**Set task**
Please transcribe the records precisely; pictures stay out of your copy.
◆ ◆ ◆ ◆ ◆
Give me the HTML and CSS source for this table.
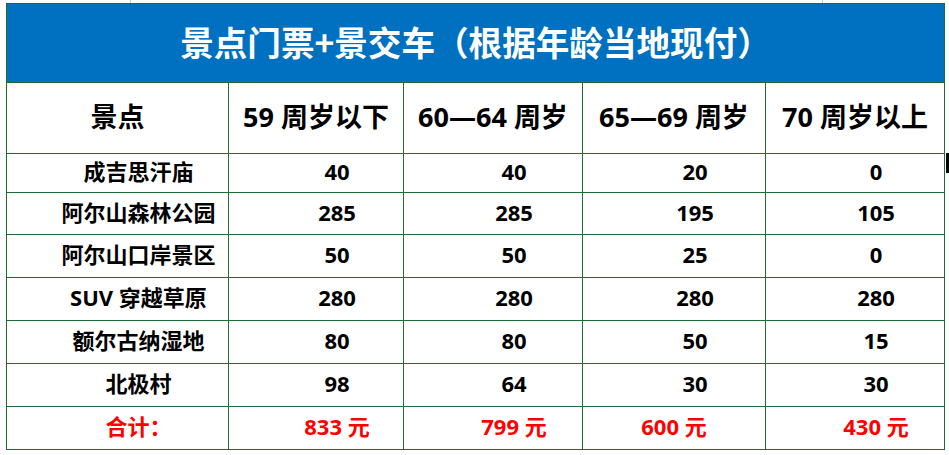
FILE: index.html
```html
<!DOCTYPE html>
<html lang="zh-CN">
<head>
<meta charset="utf-8">
<title>景点门票+景交车</title>
<link rel="stylesheet" href="styles.css">
</head>
<body>
<div class="sheet">
  <div class="price-table">
    <div class="title">景点门票+景交车（根据年龄当地现付）</div>
    <div class="cell head">景点</div>
    <div class="cell head">59 周岁以下</div>
    <div class="cell head">60—64 周岁</div>
    <div class="cell head">65—69 周岁</div>
    <div class="cell head">70 周岁以上</div>

    <div class="cell r1">成吉思汗庙</div>
    <div class="cell r1">40</div>
    <div class="cell r1">40</div>
    <div class="cell r1">20</div>
    <div class="cell r1">0</div>

    <div class="cell">阿尔山森林公园</div>
    <div class="cell">285</div>
    <div class="cell">285</div>
    <div class="cell">195</div>
    <div class="cell">105</div>

    <div class="cell">阿尔山口岸景区</div>
    <div class="cell">50</div>
    <div class="cell">50</div>
    <div class="cell">25</div>
    <div class="cell">0</div>

    <div class="cell">SUV 穿越草原</div>
    <div class="cell">280</div>
    <div class="cell">280</div>
    <div class="cell">280</div>
    <div class="cell">280</div>

    <div class="cell">额尔古纳湿地</div>
    <div class="cell">80</div>
    <div class="cell">80</div>
    <div class="cell">50</div>
    <div class="cell">15</div>

    <div class="cell">北极村</div>
    <div class="cell">98</div>
    <div class="cell">64</div>
    <div class="cell">30</div>
    <div class="cell">30</div>

    <div class="cell total">合计：</div>
    <div class="cell total">833 元</div>
    <div class="cell total">799 元</div>
    <div class="cell total centered">600 元</div>
    <div class="cell total">430 元</div>
  </div>
  <div class="cursor-mark"></div>
</div>
</body>
</html>
```

FILE: styles.css
```css
html, body {
  margin: 0;
  padding: 0;
  background: #ffffff;
}

.sheet {
  position: relative;
  width: 949px;
  height: 455px;
  padding: 3px 0 0 6px;
  box-sizing: border-box;
  background:
    linear-gradient(#c8c8c8, #c8c8c8) 130px 0 / 1px 3px no-repeat,
    linear-gradient(#c8c8c8, #c8c8c8) 822px 0 / 1px 3px no-repeat,
    #ffffff;
  font-family: "Open Sans", "Noto Sans CJK SC", sans-serif;
  font-weight: 700;
  color: #000;
}

.price-table {
  display: grid;
  width: 939px;
  grid-template-columns: 221px 174px 178px 182px 178px;
  grid-template-rows: 78px 70px 38px 41px 42px 42px 42px 42px 42px;
  gap: 1px;
  padding: 1px;
  box-sizing: border-box;
  background: #1e6b33;
}

.title {
  grid-column: 1 / -1;
  background: #0070c0;
  color: #ffffff;
  font-family: "Noto Sans CJK SC", sans-serif;
  font-size: 33.6px;
  line-height: 1;
  display: flex;
  align-items: center;
  justify-content: center;
  padding-bottom: 2px;
}

.cell {
  background: #ffffff;
  display: flex;
  align-items: center;
  justify-content: center;
  font-size: 22px;
  line-height: 1;
  padding-left: 42px;
  padding-bottom: 4px;
  white-space: nowrap;
}

.head {
  font-size: 27px;
  padding-left: 0;
  padding-bottom: 4px;
}

.total {
  color: #ff0000;
}

.total.centered {
  padding-left: 0;
}

.cursor-mark {
  position: absolute;
  left: 946px;
  top: 153px;
  width: 3px;
  height: 20px;
  background: #000;
}
```
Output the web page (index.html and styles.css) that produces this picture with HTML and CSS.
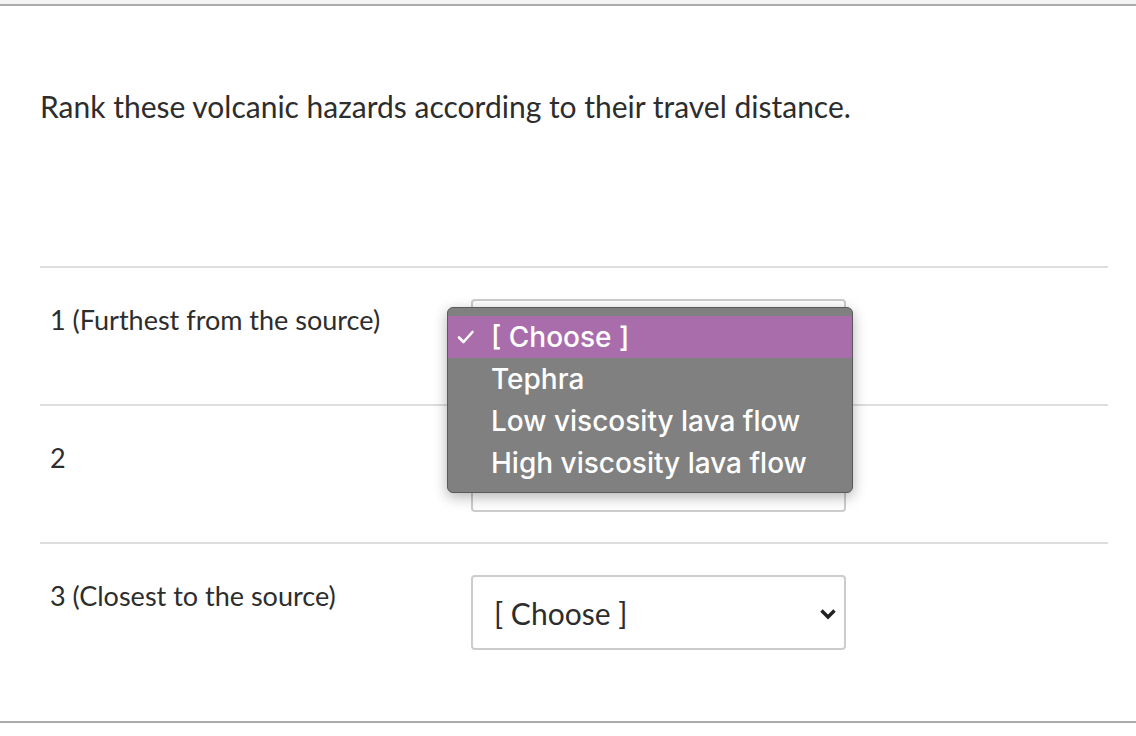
◆ ◆ ◆ ◆ ◆
**In response**
Give me the HTML and CSS source for this table.
FILE: index.html
```html
<!DOCTYPE html>
<html lang="zh-CN">
<head>
<meta charset="utf-8">
<title>景点门票+景交车</title>
<link rel="stylesheet" href="styles.css">
</head>
<body>
<div class="sheet">
  <div class="price-table">
    <div class="title">景点门票+景交车（根据年龄当地现付）</div>
    <div class="cell head">景点</div>
    <div class="cell head">59 周岁以下</div>
    <div class="cell head">60—64 周岁</div>
    <div class="cell head">65—69 周岁</div>
    <div class="cell head">70 周岁以上</div>

    <div class="cell r1">成吉思汗庙</div>
    <div class="cell r1">40</div>
    <div class="cell r1">40</div>
    <div class="cell r1">20</div>
    <div class="cell r1">0</div>

    <div class="cell">阿尔山森林公园</div>
    <div class="cell">285</div>
    <div class="cell">285</div>
    <div class="cell">195</div>
    <div class="cell">105</div>

    <div class="cell">阿尔山口岸景区</div>
    <div class="cell">50</div>
    <div class="cell">50</div>
    <div class="cell">25</div>
    <div class="cell">0</div>

    <div class="cell">SUV 穿越草原</div>
    <div class="cell">280</div>
    <div class="cell">280</div>
    <div class="cell">280</div>
    <div class="cell">280</div>

    <div class="cell">额尔古纳湿地</div>
    <div class="cell">80</div>
    <div class="cell">80</div>
    <div class="cell">50</div>
    <div class="cell">15</div>

    <div class="cell">北极村</div>
    <div class="cell">98</div>
    <div class="cell">64</div>
    <div class="cell">30</div>
    <div class="cell">30</div>

    <div class="cell total">合计：</div>
    <div class="cell total">833 元</div>
    <div class="cell total">799 元</div>
    <div class="cell total centered">600 元</div>
    <div class="cell total">430 元</div>
  </div>
  <div class="cursor-mark"></div>
</div>
</body>
</html>
```

FILE: styles.css
```css
html, body {
  margin: 0;
  padding: 0;
  background: #ffffff;
}

.sheet {
  position: relative;
  width: 949px;
  height: 455px;
  padding: 3px 0 0 6px;
  box-sizing: border-box;
  background:
    linear-gradient(#c8c8c8, #c8c8c8) 130px 0 / 1px 3px no-repeat,
    linear-gradient(#c8c8c8, #c8c8c8) 822px 0 / 1px 3px no-repeat,
    #ffffff;
  font-family: "Open Sans", "Noto Sans CJK SC", sans-serif;
  font-weight: 700;
  color: #000;
}

.price-table {
  display: grid;
  width: 939px;
  grid-template-columns: 221px 174px 178px 182px 178px;
  grid-template-rows: 78px 70px 38px 41px 42px 42px 42px 42px 42px;
  gap: 1px;
  padding: 1px;
  box-sizing: border-box;
  background: #1e6b33;
}

.title {
  grid-column: 1 / -1;
  background: #0070c0;
  color: #ffffff;
  font-family: "Noto Sans CJK SC", sans-serif;
  font-size: 33.6px;
  line-height: 1;
  display: flex;
  align-items: center;
  justify-content: center;
  padding-bottom: 2px;
}

.cell {
  background: #ffffff;
  display: flex;
  align-items: center;
  justify-content: center;
  font-size: 22px;
  line-height: 1;
  padding-left: 42px;
  padding-bottom: 4px;
  white-space: nowrap;
}

.head {
  font-size: 27px;
  padding-left: 0;
  padding-bottom: 4px;
}

.total {
  color: #ff0000;
}

.total.centered {
  padding-left: 0;
}

.cursor-mark {
  position: absolute;
  left: 946px;
  top: 153px;
  width: 3px;
  height: 20px;
  background: #000;
}
```
Output the web page (index.html and styles.css) that produces this picture with HTML and CSS.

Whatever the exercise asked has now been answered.